Why the increase to 64 Bytes?

There was no increase to 64 bytes but a decrease to 64 bytes ...

The limit was 32 characters ... which implied 128 bytes ... With UTF-8 ASCII (1 byte) 128 characters seems too much while 64 seems better than 32 ... So using a max of 64 bytes allows 64 ASCII characters and a minimum of 16 complex characters.

This seems to be a good compromise ... getting more ASCII characters, not wasting memory and have a reasonable footprint.

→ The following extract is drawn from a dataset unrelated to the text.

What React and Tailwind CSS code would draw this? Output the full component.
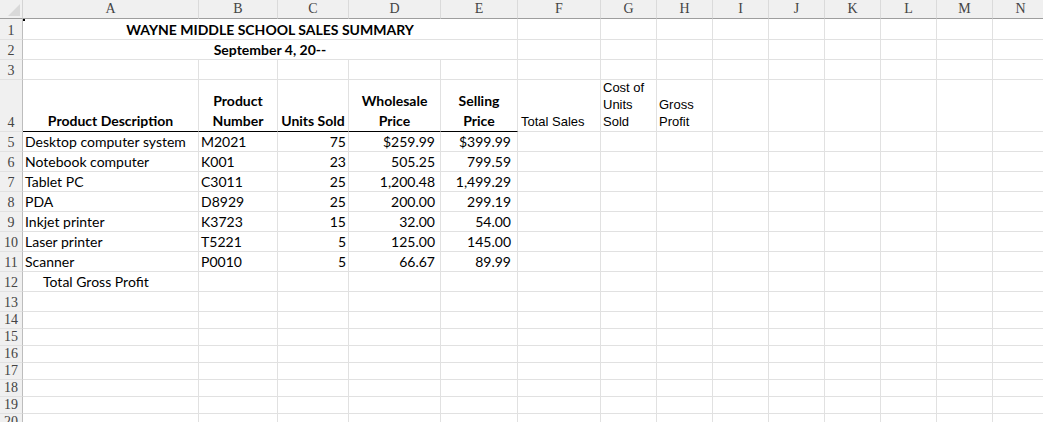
import React from "react";

// larguras das colunas (px), incluindo a borda da direita
const colunas = [
  { k: "A", w: "w-[176px]" },
  { k: "B", w: "w-[79px]" },
  { k: "C", w: "w-[71px]" },
  { k: "D", w: "w-[92px]" },
  { k: "E", w: "w-[77px]" },
  { k: "F", w: "w-[83px]" },
  { k: "G", w: "w-[56px]" },
  { k: "H", w: "w-[56px]" },
  { k: "I", w: "w-[56px]" },
  { k: "J", w: "w-[56px]" },
  { k: "K", w: "w-[56px]" },
  { k: "L", w: "w-[56px]" },
  { k: "M", w: "w-[56px]" },
  { k: "N", w: "w-[56px]" },
];

const produtos = [
  ["Desktop computer system", "M2021", "75", "$259.99", "$399.99"],
  ["Notebook computer", "K001", "23", "505.25", "799.59"],
  ["Tablet PC", "C3011", "25", "1,200.48", "1,499.29"],
  ["PDA", "D8929", "25", "200.00", "299.19"],
  ["Inkjet printer", "K3723", "15", "32.00", "54.00"],
  ["Laser printer", "T5221", "5", "125.00", "145.00"],
  ["Scanner", "P0010", "5", "66.67", "89.99"],
];

const calibri = "font-['Lato',sans-serif] text-[14px] text-black";
const arial = "font-['Liberation_Sans',Arial,sans-serif] text-[13px] leading-[17px] text-black";
const serif = "font-['Liberation_Serif',serif] text-[14px] leading-[16px] text-[#444]";

function NumLinha({ n, h }) {
  return (
    <div className={`${h} w-[23px] shrink-0 bg-[#f0f0f0] border-r border-b border-r-[#bdbdbd] border-b-[#e1e1e1] flex items-end justify-center ${serif}`}>
      {n}
    </div>
  );
}

function Cel({ w, className = "", children }) {
  return (
    <div className={`${w} shrink-0 h-full border-r border-b border-[#e1e1e1] flex overflow-visible whitespace-nowrap ${className}`}>
      {children}
    </div>
  );
}

function Vazias({ from }) {
  return colunas.slice(from).map(c => <Cel key={c.k} w={c.w} />);
}

export default function App() {
  const linhasVazias = [14, 15, 16, 17, 18, 19, 20, 21];

  return (
    <div className="w-[1043px] h-[422px] overflow-hidden bg-white flex flex-col">
      {/* cabeçalho das colunas */}
      <div className="h-[19px] flex shrink-0">
        <div className="w-[23px] shrink-0 bg-[#f0f0f0] border-r border-b border-r-[#d4d4d4] border-b-[#9e9e9e] flex items-end justify-end p-[2px]">
          <svg width="12" height="12" viewBox="0 0 12 12">
            <polygon points="12,0 12,12 0,12" fill="#d9d9d9" />
          </svg>
        </div>
        {colunas.map(c => (
          <div key={c.k} className={`${c.w} shrink-0 bg-[#f0f0f0] border-r border-b border-r-[#dadada] border-b-[#9e9e9e] flex items-center justify-center ${serif}`}>
            {c.k}
          </div>
        ))}
      </div>

      {/* linha 1 */}
      <div className="h-[21px] flex shrink-0">
        <NumLinha n="1" h="h-[21px]" />
        <div className="relative w-[495px] shrink-0 border-r border-b border-[#e1e1e1] flex items-center justify-center font-['Lato',sans-serif] text-[14px] font-bold text-black pt-[1px]">
          <span className="absolute left-0 top-0 w-[2px] h-[2px] bg-black" />
          WAYNE MIDDLE SCHOOL SALES SUMMARY
        </div>
        <Vazias from={5} />
      </div>

      {/* linha 2 */}
      <div className="h-[20px] flex shrink-0">
        <NumLinha n="2" h="h-[20px]" />
        <div className="w-[495px] shrink-0 border-r border-b border-[#e1e1e1] flex items-center justify-center font-['Lato',sans-serif] text-[14px] font-bold text-black">
          September 4, 20--
        </div>
        <Vazias from={5} />
      </div>

      {/* linha 3 */}
      <div className="h-[20px] flex shrink-0">
        <NumLinha n="3" h="h-[20px]" />
        <Vazias from={0} />
      </div>

      {/* linha 4 - títulos */}
      <div className="h-[52px] flex shrink-0">
        <NumLinha n="4" h="h-[52px]" />
        <Cel w="w-[176px]" className={`border-b-black items-end justify-center font-bold leading-[20px] ${calibri}`}>Product Description</Cel>
        <Cel w="w-[79px]" className={`border-b-black items-end justify-center text-center font-bold leading-[20px] ${calibri}`}>
          <span>Product<br />Number</span>
        </Cel>
        <Cel w="w-[71px]" className={`border-b-black items-end justify-center font-bold leading-[20px] ${calibri}`}>Units Sold</Cel>
        <Cel w="w-[92px]" className={`border-b-black items-end justify-center text-center font-bold leading-[20px] ${calibri}`}>
          <span>Wholesale<br />Price</span>
        </Cel>
        <Cel w="w-[77px]" className={`border-b-black items-end justify-center text-center font-bold leading-[20px] ${calibri}`}>
          <span>Selling<br />Price</span>
        </Cel>
        <Cel w="w-[83px]" className={`items-end pl-[3px] pb-[1px] ${arial}`}>Total Sales</Cel>
        <Cel w="w-[56px]" className={`items-end pl-[2px] pb-[1px] ${arial}`}>
          <span>Cost of<br />Units<br />Sold</span>
        </Cel>
        <Cel w="w-[56px]" className={`items-end pl-[2px] pb-[1px] ${arial}`}>
          <span>Gross<br />Profit</span>
        </Cel>
        <Vazias from={8} />
      </div>

      {/* linhas 5 a 11 */}
      {produtos.map((p, i) => (
        <div key={i} className="h-[20px] flex shrink-0">
          <NumLinha n={i + 5} h="h-[20px]" />
          <Cel w="w-[176px]" className={`items-center pl-[2px] ${calibri}`}>{p[0]}</Cel>
          <Cel w="w-[79px]" className={`items-center pl-[2px] ${calibri}`}>{p[1]}</Cel>
          <Cel w="w-[71px]" className={`items-center justify-end pr-[2px] ${calibri}`}>{p[2]}</Cel>
          <Cel w="w-[92px]" className={`items-center justify-end pr-[5px] ${calibri}`}>{p[3]}</Cel>
          <Cel w="w-[77px]" className={`items-center justify-end pr-[6px] ${calibri}`}>{p[4]}</Cel>
          <Vazias from={5} />
        </div>
      ))}

      {/* linha 12 */}
      <div className="h-[20px] flex shrink-0">
        <NumLinha n="12" h="h-[20px]" />
        <Cel w="w-[176px]" className={`items-center pl-[20px] ${calibri}`}>Total Gross Profit</Cel>
        <Vazias from={1} />
      </div>

      {/* linha 13 */}
      <div className="h-[20px] flex shrink-0">
        <NumLinha n="13" h="h-[20px]" />
        <Vazias from={0} />
      </div>

      {linhasVazias.map(n => (
        <div key={n} className="h-[17px] flex shrink-0">
          <NumLinha n={n} h="h-[17px]" />
          <Vazias from={0} />
        </div>
      ))}
    </div>
  );
}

We get U+0000-U+007F => 1 byte => 64 characters ASCII U+0080-U+07FF => 2 byte => 32 characters Complete Latin and other U+0800-U+FFFF => 3 bytes => 21 characters Japanese, Chinese, Korean U+10000-U+10FFF => 4 bytes => 16 characters Egyptian Hieroglyphs

garethsb commented 1 year ago

OK, I see. My recollection of the previous call was 32 ASCII chars and thus fewer of the 'bigger' chars.

If min of 64B x 3 storage per annotatable resource is OK for constrained devices, great. I'll update #26 accordingly and we can merge.

Do we need 64B for the user tag name (after the "urn:x-nmos:tag:user:" namespace prefix)? The simplicity of the same limit is nice but will it get used? Although the JSON Schema type of the tag name is just string, and is not required by IS-04 to be a URN, in this case we are discussing a URN so the character set defined for Namespace Specific Strings by RFC 8141 applies and that's an ASCII subset.

alabou commented 1 year ago

My understanding is that the limit of 64B corresponds to the complete tag name, not only what comes after "urn:x-nmos:tag:user:" so for ASCII there remain 44 characters after "urn:x-nmos:tag:user:".